§ **Given task**: Work out how many lines include "Tailwind" and answer with that number only.

[Start of Exercise material]

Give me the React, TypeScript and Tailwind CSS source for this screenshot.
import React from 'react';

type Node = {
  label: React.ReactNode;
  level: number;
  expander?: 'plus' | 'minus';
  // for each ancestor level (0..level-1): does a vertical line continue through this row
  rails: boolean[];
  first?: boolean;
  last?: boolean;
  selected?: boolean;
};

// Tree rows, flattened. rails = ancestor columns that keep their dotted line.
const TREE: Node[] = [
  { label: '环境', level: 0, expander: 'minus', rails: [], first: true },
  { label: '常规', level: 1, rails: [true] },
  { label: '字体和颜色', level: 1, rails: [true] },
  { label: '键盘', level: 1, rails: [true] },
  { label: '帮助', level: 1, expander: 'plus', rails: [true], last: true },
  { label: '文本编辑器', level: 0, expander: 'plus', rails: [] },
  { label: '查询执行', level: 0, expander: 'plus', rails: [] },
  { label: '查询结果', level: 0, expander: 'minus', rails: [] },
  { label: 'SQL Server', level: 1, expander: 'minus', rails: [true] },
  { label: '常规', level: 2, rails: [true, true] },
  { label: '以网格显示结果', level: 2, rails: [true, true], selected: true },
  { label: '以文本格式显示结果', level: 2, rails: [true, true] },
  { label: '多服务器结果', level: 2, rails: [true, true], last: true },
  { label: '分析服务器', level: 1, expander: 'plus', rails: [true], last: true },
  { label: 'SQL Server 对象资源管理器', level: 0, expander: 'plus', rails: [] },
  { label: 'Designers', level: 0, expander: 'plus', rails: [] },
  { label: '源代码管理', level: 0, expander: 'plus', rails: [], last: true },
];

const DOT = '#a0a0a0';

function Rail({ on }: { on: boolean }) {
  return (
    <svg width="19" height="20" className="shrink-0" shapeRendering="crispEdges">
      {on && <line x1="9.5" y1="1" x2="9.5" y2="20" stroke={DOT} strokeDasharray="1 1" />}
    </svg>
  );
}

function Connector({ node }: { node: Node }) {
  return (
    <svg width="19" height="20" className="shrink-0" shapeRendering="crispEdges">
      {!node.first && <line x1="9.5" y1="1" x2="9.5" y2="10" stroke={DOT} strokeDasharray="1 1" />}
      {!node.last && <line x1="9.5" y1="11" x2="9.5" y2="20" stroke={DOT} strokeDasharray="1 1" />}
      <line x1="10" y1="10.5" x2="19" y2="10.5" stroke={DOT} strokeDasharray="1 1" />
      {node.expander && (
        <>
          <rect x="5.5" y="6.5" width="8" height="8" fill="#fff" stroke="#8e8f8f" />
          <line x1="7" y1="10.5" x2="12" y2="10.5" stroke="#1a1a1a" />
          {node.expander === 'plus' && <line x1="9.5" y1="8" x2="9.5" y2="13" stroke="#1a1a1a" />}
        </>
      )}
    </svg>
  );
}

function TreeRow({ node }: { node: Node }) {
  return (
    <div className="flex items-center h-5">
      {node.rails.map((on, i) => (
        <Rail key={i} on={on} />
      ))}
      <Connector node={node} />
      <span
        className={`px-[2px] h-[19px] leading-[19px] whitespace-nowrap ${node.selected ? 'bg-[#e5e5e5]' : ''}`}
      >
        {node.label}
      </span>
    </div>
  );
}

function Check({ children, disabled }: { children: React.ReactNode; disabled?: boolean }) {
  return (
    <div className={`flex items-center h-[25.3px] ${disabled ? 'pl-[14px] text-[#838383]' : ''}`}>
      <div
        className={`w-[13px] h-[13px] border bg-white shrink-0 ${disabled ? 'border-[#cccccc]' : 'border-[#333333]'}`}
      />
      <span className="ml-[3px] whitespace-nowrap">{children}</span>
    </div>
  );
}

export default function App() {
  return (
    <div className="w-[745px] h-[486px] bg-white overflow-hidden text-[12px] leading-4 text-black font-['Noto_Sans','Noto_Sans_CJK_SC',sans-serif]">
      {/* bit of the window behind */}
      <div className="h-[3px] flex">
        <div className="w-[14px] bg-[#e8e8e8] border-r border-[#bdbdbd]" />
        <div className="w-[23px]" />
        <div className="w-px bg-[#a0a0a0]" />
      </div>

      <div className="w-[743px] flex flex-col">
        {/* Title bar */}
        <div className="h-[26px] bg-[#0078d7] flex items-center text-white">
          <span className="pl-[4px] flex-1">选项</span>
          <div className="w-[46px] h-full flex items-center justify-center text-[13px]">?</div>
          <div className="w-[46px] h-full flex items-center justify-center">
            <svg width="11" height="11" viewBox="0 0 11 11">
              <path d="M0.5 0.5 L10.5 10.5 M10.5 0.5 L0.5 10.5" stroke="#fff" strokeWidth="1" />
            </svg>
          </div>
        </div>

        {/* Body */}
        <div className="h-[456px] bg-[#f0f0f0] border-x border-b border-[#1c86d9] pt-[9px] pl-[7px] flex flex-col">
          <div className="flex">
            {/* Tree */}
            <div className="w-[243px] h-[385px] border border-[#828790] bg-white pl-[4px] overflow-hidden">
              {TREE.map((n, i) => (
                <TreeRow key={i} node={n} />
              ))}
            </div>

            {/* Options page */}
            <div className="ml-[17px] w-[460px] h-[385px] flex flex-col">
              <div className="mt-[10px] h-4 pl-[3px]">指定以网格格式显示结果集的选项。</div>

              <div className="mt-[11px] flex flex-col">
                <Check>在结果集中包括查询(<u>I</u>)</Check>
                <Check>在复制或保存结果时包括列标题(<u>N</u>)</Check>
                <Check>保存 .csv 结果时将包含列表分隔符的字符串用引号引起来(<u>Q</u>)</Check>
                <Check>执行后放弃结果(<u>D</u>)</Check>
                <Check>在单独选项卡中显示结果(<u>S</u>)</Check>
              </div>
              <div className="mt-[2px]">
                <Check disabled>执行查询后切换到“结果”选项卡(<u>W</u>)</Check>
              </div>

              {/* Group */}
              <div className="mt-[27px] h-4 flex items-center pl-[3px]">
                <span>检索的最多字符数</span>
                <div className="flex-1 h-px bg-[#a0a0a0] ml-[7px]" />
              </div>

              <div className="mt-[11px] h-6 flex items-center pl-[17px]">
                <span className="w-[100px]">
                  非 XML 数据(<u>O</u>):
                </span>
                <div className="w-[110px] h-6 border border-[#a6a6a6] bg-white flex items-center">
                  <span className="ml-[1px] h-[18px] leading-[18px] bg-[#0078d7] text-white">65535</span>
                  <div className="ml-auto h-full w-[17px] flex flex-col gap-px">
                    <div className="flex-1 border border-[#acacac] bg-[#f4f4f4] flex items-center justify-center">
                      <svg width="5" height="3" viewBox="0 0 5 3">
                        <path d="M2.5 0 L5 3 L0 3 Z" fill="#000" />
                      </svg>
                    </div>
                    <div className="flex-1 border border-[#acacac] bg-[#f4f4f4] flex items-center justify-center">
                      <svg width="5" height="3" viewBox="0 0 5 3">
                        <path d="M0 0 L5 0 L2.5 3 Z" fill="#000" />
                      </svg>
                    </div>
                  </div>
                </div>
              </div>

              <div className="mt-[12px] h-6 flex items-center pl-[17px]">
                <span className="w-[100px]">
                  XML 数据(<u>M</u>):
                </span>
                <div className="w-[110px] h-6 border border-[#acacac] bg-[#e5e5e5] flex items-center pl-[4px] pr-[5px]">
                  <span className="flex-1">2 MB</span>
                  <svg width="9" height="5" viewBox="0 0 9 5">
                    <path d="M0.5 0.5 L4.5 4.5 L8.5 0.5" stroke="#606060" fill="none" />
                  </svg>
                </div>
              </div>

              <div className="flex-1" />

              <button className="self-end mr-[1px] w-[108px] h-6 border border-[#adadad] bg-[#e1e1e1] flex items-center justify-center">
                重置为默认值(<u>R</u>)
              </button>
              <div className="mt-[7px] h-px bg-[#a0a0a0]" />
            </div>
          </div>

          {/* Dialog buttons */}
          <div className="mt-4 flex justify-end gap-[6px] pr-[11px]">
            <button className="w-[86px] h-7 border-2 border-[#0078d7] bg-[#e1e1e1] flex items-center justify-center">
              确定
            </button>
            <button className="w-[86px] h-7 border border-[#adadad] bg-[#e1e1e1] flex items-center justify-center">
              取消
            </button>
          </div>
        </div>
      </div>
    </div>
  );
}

[End of Exercise material]
[Start of Exercise material]

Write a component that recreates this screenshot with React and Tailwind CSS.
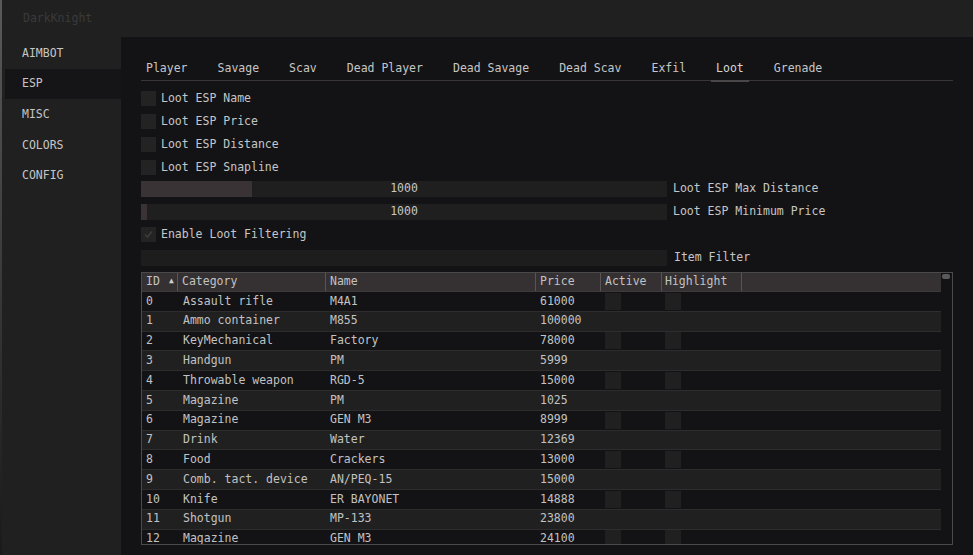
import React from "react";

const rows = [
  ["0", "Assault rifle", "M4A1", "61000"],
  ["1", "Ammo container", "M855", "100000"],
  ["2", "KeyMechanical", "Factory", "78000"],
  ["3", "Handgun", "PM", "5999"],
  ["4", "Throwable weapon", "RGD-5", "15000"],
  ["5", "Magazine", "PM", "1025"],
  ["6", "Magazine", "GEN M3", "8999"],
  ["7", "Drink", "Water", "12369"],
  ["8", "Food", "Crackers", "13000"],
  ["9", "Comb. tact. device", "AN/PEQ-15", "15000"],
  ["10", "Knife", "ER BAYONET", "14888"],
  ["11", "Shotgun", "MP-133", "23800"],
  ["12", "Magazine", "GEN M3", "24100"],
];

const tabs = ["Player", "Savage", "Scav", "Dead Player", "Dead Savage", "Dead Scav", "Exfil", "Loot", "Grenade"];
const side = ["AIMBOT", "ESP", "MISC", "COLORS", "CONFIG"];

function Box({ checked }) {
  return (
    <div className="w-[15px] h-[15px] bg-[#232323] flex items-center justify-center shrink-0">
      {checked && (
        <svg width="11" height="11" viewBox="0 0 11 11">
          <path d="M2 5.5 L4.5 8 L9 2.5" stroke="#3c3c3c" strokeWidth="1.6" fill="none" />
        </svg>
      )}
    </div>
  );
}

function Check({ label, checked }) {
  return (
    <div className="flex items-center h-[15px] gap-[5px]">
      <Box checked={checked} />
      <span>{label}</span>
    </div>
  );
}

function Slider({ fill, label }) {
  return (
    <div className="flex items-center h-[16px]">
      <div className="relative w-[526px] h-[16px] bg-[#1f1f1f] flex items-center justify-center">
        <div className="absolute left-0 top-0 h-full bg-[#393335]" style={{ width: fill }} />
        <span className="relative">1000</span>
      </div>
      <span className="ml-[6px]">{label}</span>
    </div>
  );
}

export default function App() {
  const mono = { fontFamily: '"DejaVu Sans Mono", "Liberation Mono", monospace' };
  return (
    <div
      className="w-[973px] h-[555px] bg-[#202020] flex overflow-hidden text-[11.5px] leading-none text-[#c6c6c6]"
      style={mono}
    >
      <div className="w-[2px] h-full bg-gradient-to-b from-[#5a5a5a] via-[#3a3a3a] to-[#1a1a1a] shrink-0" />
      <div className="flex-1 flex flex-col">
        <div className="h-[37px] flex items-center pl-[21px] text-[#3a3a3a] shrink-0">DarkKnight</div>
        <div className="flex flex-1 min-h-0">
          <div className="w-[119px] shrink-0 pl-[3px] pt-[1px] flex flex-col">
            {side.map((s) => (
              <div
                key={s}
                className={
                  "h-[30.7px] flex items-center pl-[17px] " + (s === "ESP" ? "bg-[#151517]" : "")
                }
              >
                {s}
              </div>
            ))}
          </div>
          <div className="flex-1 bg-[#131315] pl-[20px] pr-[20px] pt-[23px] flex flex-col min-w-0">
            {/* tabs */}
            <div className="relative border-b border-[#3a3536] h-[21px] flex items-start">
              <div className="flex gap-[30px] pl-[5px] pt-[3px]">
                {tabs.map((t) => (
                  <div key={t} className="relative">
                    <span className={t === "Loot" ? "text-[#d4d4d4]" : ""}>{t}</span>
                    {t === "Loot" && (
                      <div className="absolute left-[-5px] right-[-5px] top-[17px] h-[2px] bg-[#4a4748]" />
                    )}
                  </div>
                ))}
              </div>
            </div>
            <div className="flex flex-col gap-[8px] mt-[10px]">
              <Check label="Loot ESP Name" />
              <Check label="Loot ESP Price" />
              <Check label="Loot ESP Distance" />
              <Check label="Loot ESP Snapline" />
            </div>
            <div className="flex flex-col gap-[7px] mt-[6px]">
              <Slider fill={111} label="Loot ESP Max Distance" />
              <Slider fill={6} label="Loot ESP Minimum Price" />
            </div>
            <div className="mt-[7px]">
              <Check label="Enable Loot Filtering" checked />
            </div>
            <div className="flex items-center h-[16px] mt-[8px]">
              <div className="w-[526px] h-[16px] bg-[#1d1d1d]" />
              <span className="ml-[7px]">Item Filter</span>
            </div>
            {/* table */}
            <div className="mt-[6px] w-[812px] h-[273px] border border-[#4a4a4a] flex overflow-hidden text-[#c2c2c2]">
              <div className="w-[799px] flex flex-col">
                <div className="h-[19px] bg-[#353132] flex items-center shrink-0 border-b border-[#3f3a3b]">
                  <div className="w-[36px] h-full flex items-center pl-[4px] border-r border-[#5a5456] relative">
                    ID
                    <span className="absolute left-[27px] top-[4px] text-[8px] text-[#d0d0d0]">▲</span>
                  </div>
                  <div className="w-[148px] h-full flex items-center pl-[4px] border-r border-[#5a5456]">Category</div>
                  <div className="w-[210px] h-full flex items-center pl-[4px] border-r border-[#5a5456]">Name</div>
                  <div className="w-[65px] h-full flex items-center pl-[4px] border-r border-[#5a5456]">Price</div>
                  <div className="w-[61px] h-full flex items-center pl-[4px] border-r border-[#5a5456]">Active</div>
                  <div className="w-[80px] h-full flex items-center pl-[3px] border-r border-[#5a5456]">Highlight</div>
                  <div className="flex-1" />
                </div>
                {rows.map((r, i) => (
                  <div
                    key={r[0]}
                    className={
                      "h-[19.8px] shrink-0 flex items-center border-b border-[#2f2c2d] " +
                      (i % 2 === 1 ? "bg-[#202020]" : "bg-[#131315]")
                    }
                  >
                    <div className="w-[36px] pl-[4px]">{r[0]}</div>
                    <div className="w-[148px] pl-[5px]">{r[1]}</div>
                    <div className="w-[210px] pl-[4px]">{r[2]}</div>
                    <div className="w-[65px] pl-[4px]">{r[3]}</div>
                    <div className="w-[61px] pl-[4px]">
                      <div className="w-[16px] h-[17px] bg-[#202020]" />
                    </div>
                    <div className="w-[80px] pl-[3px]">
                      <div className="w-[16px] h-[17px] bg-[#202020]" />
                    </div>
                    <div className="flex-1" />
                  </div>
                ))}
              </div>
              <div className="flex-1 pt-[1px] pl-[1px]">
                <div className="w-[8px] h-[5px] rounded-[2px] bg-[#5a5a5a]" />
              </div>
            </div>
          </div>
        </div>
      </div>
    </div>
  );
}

[End of Exercise material]

§ **The result**: 2